In the end, Lange had only a couple of bad times while caught in Kong's grip. Once the pursuing hand came down too hard on her, crushing her painfully against the jungle floor. In another sequence, when Kong is in a playfully amorous mood and is stroking Lange's face and shoulders, he is supposed to tap her lightly on the head. One of the technicians miscalculated and landed her a blow that caused the actress to see stars. Mostly, however, the gizmo worked amazingly well. Says Lange: "I got very close with the guys who were working the hand. I got so totally relaxed that sometimes I'd go up there and take a nap." Others who worked on the picture commend Lange as a girl as gritty as she is pretty, gamely controlling her natural anxiety at being swept through the air, at considerable height, by an unpredictable and manifestly less-than-perfected contrivance.

The effect of these sequences is as awesome as the trouble they caused, especially in the fussy business of seamlessly melding ape and human footage—essentially by employing sophisticated double-exposure techniques.
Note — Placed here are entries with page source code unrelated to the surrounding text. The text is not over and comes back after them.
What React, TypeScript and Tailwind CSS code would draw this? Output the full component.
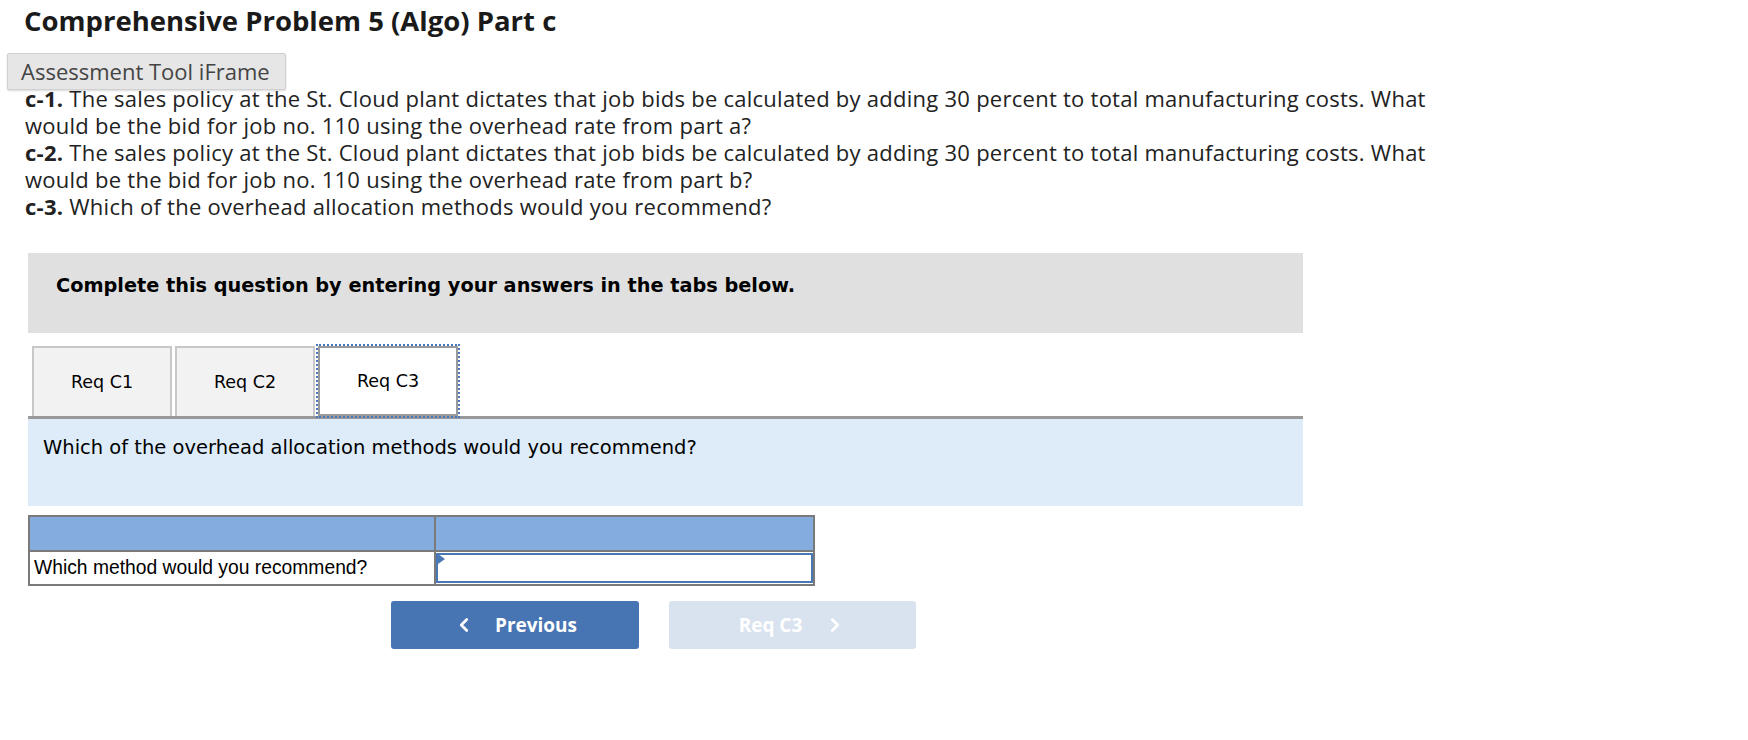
import React from "react";
import { ChevronLeft, ChevronRight } from "lucide-react";

const tabs = ["Req C1", "Req C2", "Req C3"];

function Tab({ label, active }: { label: string; active: boolean }) {
  return (
    <div
      className={`flex h-[70px] w-[140px] items-center justify-center font-['DejaVu_Sans',sans-serif] text-[17.5px] text-black ${
        active
          ? "border-2 border-[#9a9a9a] bg-white outline-2 outline-dotted outline-[#4a78c0]"
          : "border-2 border-b-0 border-[#c8c8c8] bg-[#f2f2f2]"
      }`}
    >
      {label}
    </div>
  );
}

export default function App() {
  return (
    <div className="relative h-[740px] w-[1748px] bg-white font-['Open_Sans',sans-serif] text-[#222]">
      <h1 className="pl-[24px] pt-[3px] text-[27.5px] font-bold leading-[36px] text-[#1a1a1a]">
        Comprehensive Problem 5 (Algo) Part c
      </h1>

      <div className="absolute left-[7px] top-[53px] flex h-[37px] w-[279px] items-center rounded-[2px] border border-[#d0d0d0] bg-[#e6e6e6] pl-[13px] text-[22px] text-[#444] shadow-[0_1px_2px_rgba(0,0,0,0.15)]">
        Assessment Tool iFrame
      </div>

      <div className="mt-[46px] pl-[25px] text-[22px] leading-[27px] tracking-[0.26px]">
        <p>
          <b>c-1.</b> The sales policy at the St. Cloud plant dictates that job bids be calculated by
          adding 30 percent to total manufacturing costs. What
          <br />
          would be the bid for job no. 110 using the overhead rate from part a?
        </p>
        <p>
          <b>c-2.</b> The sales policy at the St. Cloud plant dictates that job bids be calculated by
          adding 30 percent to total manufacturing costs. What
          <br />
          would be the bid for job no. 110 using the overhead rate from part b?
        </p>
        <p>
          <b>c-3.</b> Which of the overhead allocation methods would you recommend?
        </p>
      </div>

      <div className="ml-[28px] mt-[33px] w-[1275px]">
        <div className="h-[80px] bg-[#e0e0e0] pl-[28px] pt-[20px] font-['DejaVu_Sans',sans-serif] text-[19.3px] font-bold leading-[26px] text-black">
          Complete this question by entering your answers in the tabs below.
        </div>

        <div className="mt-[13px] flex gap-[3px] border-b-[3px] border-[#999] pl-[4px]">
          {tabs.map((t) => (
            <Tab key={t} label={t} active={t === "Req C3"} />
          ))}
        </div>

        <div className="h-[87px] bg-[#ddecf8] pl-[15px] pt-[16px] font-['DejaVu_Sans',sans-serif] text-[19.5px] leading-[26px] text-black">
          Which of the overhead allocation methods would you recommend?
        </div>

        <table className="mt-[9px] w-[787px] border-collapse border-2 border-[#7a7a7a] font-['Liberation_Sans',sans-serif] text-[19.3px] text-black">
          <tbody>
            <tr className="h-[35px] bg-[#84acdf]">
              <td className="w-[406px] border-2 border-[#7a7a7a]"></td>
              <td className="border-2 border-[#7a7a7a]"></td>
            </tr>
            <tr className="h-[34px]">
              <td className="border-2 border-[#7a7a7a] pl-[4px] leading-[28px]">Which method would you recommend?</td>
              <td className="relative border-2 border-[#7a7a7a] p-0">
                <div className="h-[30px] border-2 border-[#4a78b5] bg-white"></div>
                <span className="absolute left-[2px] top-[2px] h-0 w-0 border-y-[5px] border-l-[7px] border-y-transparent border-l-[#4a78b5]"></span>
              </td>
            </tr>
          </tbody>
        </table>

        <div className="mt-[15px] flex gap-[30px] pl-[363px]">
          <button className="flex h-[48px] w-[248px] items-center justify-center gap-[20px] rounded-[3px] bg-[#4774b2] text-[19px] font-bold text-white">
            <ChevronLeft size={22} strokeWidth={3} />
            Previous
          </button>
          <button className="flex h-[48px] w-[247px] items-center justify-center gap-[22px] rounded-[3px] bg-[#d9e3ef] text-[19px] font-bold text-white">
            Req C3
            <ChevronRight size={22} strokeWidth={3} />
          </button>
        </div>
      </div>
    </div>
  );
}
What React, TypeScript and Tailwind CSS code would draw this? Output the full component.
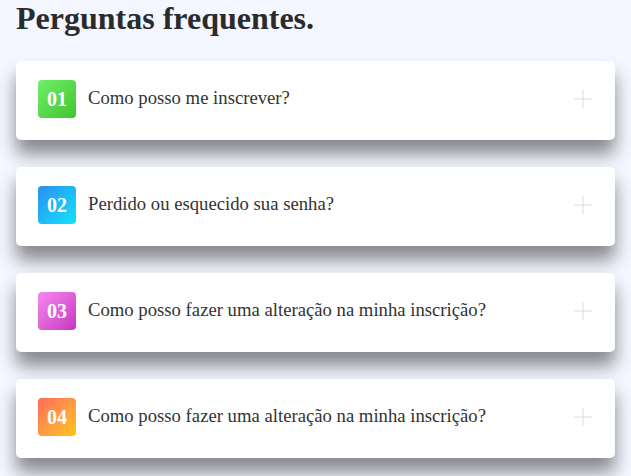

This marrying of trick and conventional photography is still going on, but the available samples indicate that the illusions work—wondrous conjurer's tricks performed on a brobdingnagian scale.

The rest of the production values match the special effects. Kong's South Seas habitat was a remote spot in the Hawaiian Islands—where a honeymoon couple went to sleep on the beach one night, convinced they were removed from all worldly intrusions. They were awakened, alas, at dawn by the arrival of Dino's minions in four helicopters.

He stopped at nothing. Nine thousand extras? Get them! A supertanker to transport Kong to New York? Hire it! Everything about the production matched the proportions of its title character, except for one refreshingly small disaster: the infestation of the 40-ft. Kong by fleas.